## What to do:
Can you transcribe the data exactly? Leave the pictures out.

## Data supplied:
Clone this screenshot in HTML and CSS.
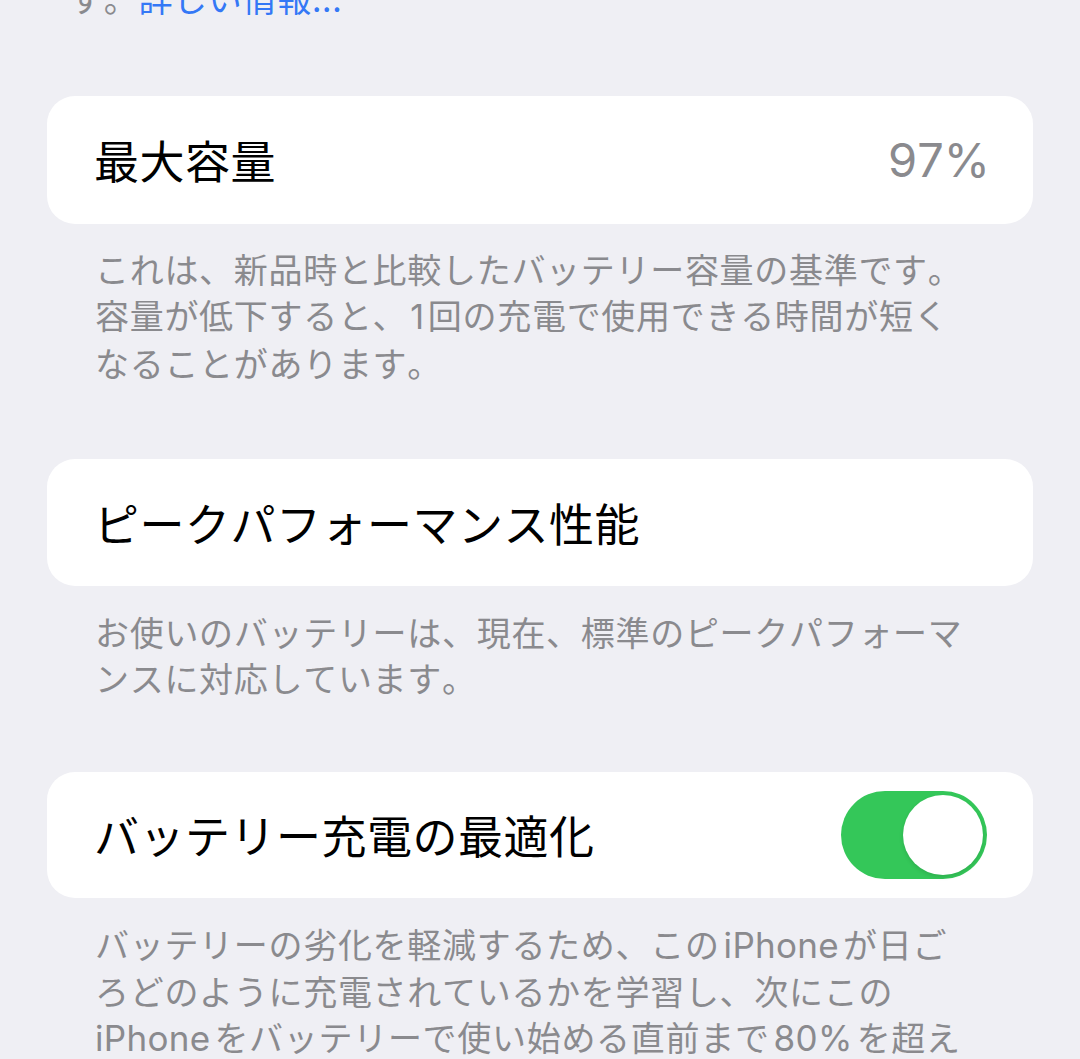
FILE: index.html
```html
<!DOCTYPE html>
<html lang="ja">
<head>
<meta charset="utf-8">
<title>バッテリーの状態</title>
<link rel="stylesheet" href="styles.css">
</head>
<body>
<div class="page">
  <p class="note note-top">す。<span class="link">詳しい情報...</span></p>

  <div class="card card-1">
    <span class="title">最大容量</span>
    <span class="value">97%</span>
  </div>
  <p class="note note-1">これは、新品時と比較したバッテリー容量の基準です。<br>容量が低下すると、<span class="num">1</span>回の充電で使用できる時間が短く<br>なることがあります。</p>

  <div class="card card-2">
    <span class="title">ピークパフォーマンス性能</span>
  </div>
  <p class="note note-2">お使いのバッテリーは、現在、標準のピークパフォーマ<br>ンスに対応しています。</p>

  <div class="card card-3">
    <span class="title">バッテリー充電の最適化</span>
    <span class="toggle"><span class="knob"></span></span>
  </div>
  <p class="note note-3">バッテリーの劣化を軽減するため、この<span class="lat">iPhone</span>が日ご<br>ろどのように充電されているかを学習し、次にこの<br><span class="lat lat-start">iPhone</span>をバッテリーで使い始める直前まで<span class="lat">80%</span>を超え</p>
</div>
</body>
</html>
```

FILE: styles.css
```css
html, body {
  margin: 0;
  padding: 0;
  background: #efeff4;
  overflow: hidden;
}

body {
  font-family: "Noto Sans CJK JP", "Noto Sans", sans-serif;
  font-kerning: none;
  color: #000;
}

.page {
  padding: 0 47px;
}

.note {
  margin: 0;
  padding-left: 48px;
  font-size: 34px;
  line-height: 46px;
  color: #8a8a8e;
  white-space: nowrap;
  letter-spacing: 0.7px;
}

.note-top {
  margin-top: -25px;
  padding-left: 22px;
}

.link {
  color: #3478f6;
}

.note-1 { margin-top: 22px; }
.note-2 { margin-top: 23px; }
.note-3 { margin-top: 23px; }

.num {
  font-family: Inter, "Noto Sans", sans-serif;
  margin: 0 3px;
}

.lat {
  font-family: Inter, "Noto Sans", sans-serif;
  font-size: 35px;
  margin: 0 4px;
  letter-spacing: 0.3px;
}

.lat-start {
  margin-left: 0;
}

.card {
  background: #fff;
  border-radius: 28px;
  display: flex;
  align-items: center;
  justify-content: space-between;
  padding: 0 46px 0 47px;
}

.card-1 { margin-top: 75px; height: 128px; }
.card-2 { margin-top: 73px; height: 127px; }
.card-3 { margin-top: 71px; height: 126px; }

.title {
  font-size: 45px;
  line-height: 56px;
  letter-spacing: 0.5px;
}

.value {
  font-family: Inter, "Noto Sans", sans-serif;
  font-size: 47px;
  line-height: 56px;
  letter-spacing: 0;
  color: #8a8a8e;
  margin-right: -3px;
}

.toggle {
  width: 146px;
  height: 88px;
  border-radius: 44px;
  background: #34c759;
  display: flex;
  align-items: center;
  justify-content: flex-end;
  padding: 0 4px;
  box-sizing: border-box;
}

.knob {
  width: 80px;
  height: 80px;
  border-radius: 50%;
  background: #fff;
  box-shadow: 0 2px 4px rgba(0, 0, 0, 0.12);
}
```
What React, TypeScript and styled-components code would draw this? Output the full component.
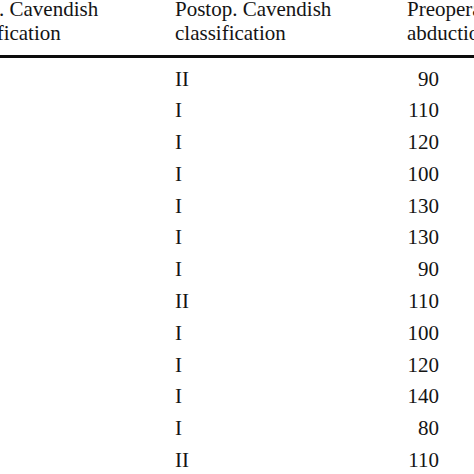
import React from "react";
import styled, { createGlobalStyle } from "styled-components";

const GlobalStyle = createGlobalStyle`
  html, body {
    margin: 0;
    padding: 0;
    background: #ffffff;
  }
  body {
    overflow: hidden;
  }
`;

const Page = styled.div`
  width: 474px;
  height: 474px;
  overflow: hidden;
  background: #ffffff;
`;

// the screenshot is a crop: first column starts left of the frame
const Table = styled.div`
  display: grid;
  grid-template-columns: 225px 232px 160px;
  margin-left: -50px;
  margin-top: -3.5px;
  width: 700px;
  font-family: "Liberation Serif", "Times New Roman", serif;
  font-size: 21px;
  color: #141414;
`;

const HeadCell = styled.div`
  line-height: 24px;
  padding-bottom: 10.5px;
`;

const Rule = styled.div`
  grid-column: 1 / -1;
  height: 3px;
  background: #0c0c0c;
  margin-bottom: 5.5px;
`;

const Cell = styled.div<{ $num?: boolean }>`
  height: 31.8px;
  line-height: 31.8px;
  white-space: nowrap;
  ${(p) => (p.$num ? "width: 32px; text-align: right;" : "")}
`;

const rows: [string, string, number][] = [
  ["", "II", 90],
  ["", "I", 110],
  ["", "I", 120],
  ["", "I", 100],
  ["", "I", 130],
  ["", "I", 130],
  ["", "I", 90],
  ["", "II", 110],
  ["", "I", 100],
  ["", "I", 120],
  ["", "I", 140],
  ["", "I", 80],
  ["", "II", 110],
];

export default function App() {
  return (
    <Page>
      <GlobalStyle />
      <Table>
        <HeadCell>
          Preop. Cavendish
          <br />
          classification
        </HeadCell>
        <HeadCell>
          Postop. Cavendish
          <br />
          classification
        </HeadCell>
        <HeadCell>
          Preoperative
          <br />
          abduction (°)
        </HeadCell>
        <Rule />
        {rows.map(([pre, post, abd], i) => (
          <React.Fragment key={i}>
            <Cell>{pre}</Cell>
            <Cell>{post}</Cell>
            <Cell $num>{abd}</Cell>
          </React.Fragment>
        ))}
      </Table>
    </Page>
  );
}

## Task output:
Clone this screenshot in HTML and CSS.
FILE: index.html
```html
<!DOCTYPE html>
<html lang="ja">
<head>
<meta charset="utf-8">
<title>バッテリーの状態</title>
<link rel="stylesheet" href="styles.css">
</head>
<body>
<div class="page">
  <p class="note note-top">す。<span class="link">詳しい情報...</span></p>

  <div class="card card-1">
    <span class="title">最大容量</span>
    <span class="value">97%</span>
  </div>
  <p class="note note-1">これは、新品時と比較したバッテリー容量の基準です。<br>容量が低下すると、<span class="num">1</span>回の充電で使用できる時間が短く<br>なることがあります。</p>

  <div class="card card-2">
    <span class="title">ピークパフォーマンス性能</span>
  </div>
  <p class="note note-2">お使いのバッテリーは、現在、標準のピークパフォーマ<br>ンスに対応しています。</p>

  <div class="card card-3">
    <span class="title">バッテリー充電の最適化</span>
    <span class="toggle"><span class="knob"></span></span>
  </div>
  <p class="note note-3">バッテリーの劣化を軽減するため、この<span class="lat">iPhone</span>が日ご<br>ろどのように充電されているかを学習し、次にこの<br><span class="lat lat-start">iPhone</span>をバッテリーで使い始める直前まで<span class="lat">80%</span>を超え</p>
</div>
</body>
</html>
```

FILE: styles.css
```css
html, body {
  margin: 0;
  padding: 0;
  background: #efeff4;
  overflow: hidden;
}

body {
  font-family: "Noto Sans CJK JP", "Noto Sans", sans-serif;
  font-kerning: none;
  color: #000;
}

.page {
  padding: 0 47px;
}

.note {
  margin: 0;
  padding-left: 48px;
  font-size: 34px;
  line-height: 46px;
  color: #8a8a8e;
  white-space: nowrap;
  letter-spacing: 0.7px;
}

.note-top {
  margin-top: -25px;
  padding-left: 22px;
}

.link {
  color: #3478f6;
}

.note-1 { margin-top: 22px; }
.note-2 { margin-top: 23px; }
.note-3 { margin-top: 23px; }

.num {
  font-family: Inter, "Noto Sans", sans-serif;
  margin: 0 3px;
}

.lat {
  font-family: Inter, "Noto Sans", sans-serif;
  font-size: 35px;
  margin: 0 4px;
  letter-spacing: 0.3px;
}

.lat-start {
  margin-left: 0;
}

.card {
  background: #fff;
  border-radius: 28px;
  display: flex;
  align-items: center;
  justify-content: space-between;
  padding: 0 46px 0 47px;
}

.card-1 { margin-top: 75px; height: 128px; }
.card-2 { margin-top: 73px; height: 127px; }
.card-3 { margin-top: 71px; height: 126px; }

.title {
  font-size: 45px;
  line-height: 56px;
  letter-spacing: 0.5px;
}

.value {
  font-family: Inter, "Noto Sans", sans-serif;
  font-size: 47px;
  line-height: 56px;
  letter-spacing: 0;
  color: #8a8a8e;
  margin-right: -3px;
}

.toggle {
  width: 146px;
  height: 88px;
  border-radius: 44px;
  background: #34c759;
  display: flex;
  align-items: center;
  justify-content: flex-end;
  padding: 0 4px;
  box-sizing: border-box;
}

.knob {
  width: 80px;
  height: 80px;
  border-radius: 50%;
  background: #fff;
  box-shadow: 0 2px 4px rgba(0, 0, 0, 0.12);
}
```
What React, TypeScript and styled-components code would draw this? Output the full component.
import React from "react";
import styled, { createGlobalStyle } from "styled-components";

const GlobalStyle = createGlobalStyle`
  html, body {
    margin: 0;
    padding: 0;
    background: #ffffff;
  }
  body {
    overflow: hidden;
  }
`;

const Page = styled.div`
  width: 474px;
  height: 474px;
  overflow: hidden;
  background: #ffffff;
`;

// the screenshot is a crop: first column starts left of the frame
const Table = styled.div`
  display: grid;
  grid-template-columns: 225px 232px 160px;
  margin-left: -50px;
  margin-top: -3.5px;
  width: 700px;
  font-family: "Liberation Serif", "Times New Roman", serif;
  font-size: 21px;
  color: #141414;
`;

const HeadCell = styled.div`
  line-height: 24px;
  padding-bottom: 10.5px;
`;

const Rule = styled.div`
  grid-column: 1 / -1;
  height: 3px;
  background: #0c0c0c;
  margin-bottom: 5.5px;
`;

const Cell = styled.div<{ $num?: boolean }>`
  height: 31.8px;
  line-height: 31.8px;
  white-space: nowrap;
  ${(p) => (p.$num ? "width: 32px; text-align: right;" : "")}
`;

const rows: [string, string, number][] = [
  ["", "II", 90],
  ["", "I", 110],
  ["", "I", 120],
  ["", "I", 100],
  ["", "I", 130],
  ["", "I", 130],
  ["", "I", 90],
  ["", "II", 110],
  ["", "I", 100],
  ["", "I", 120],
  ["", "I", 140],
  ["", "I", 80],
  ["", "II", 110],
];

export default function App() {
  return (
    <Page>
      <GlobalStyle />
      <Table>
        <HeadCell>
          Preop. Cavendish
          <br />
          classification
        </HeadCell>
        <HeadCell>
          Postop. Cavendish
          <br />
          classification
        </HeadCell>
        <HeadCell>
          Preoperative
          <br />
          abduction (°)
        </HeadCell>
        <Rule />
        {rows.map(([pre, post, abd], i) => (
          <React.Fragment key={i}>
            <Cell>{pre}</Cell>
            <Cell>{post}</Cell>
            <Cell $num>{abd}</Cell>
          </React.Fragment>
        ))}
      </Table>
    </Page>
  );
}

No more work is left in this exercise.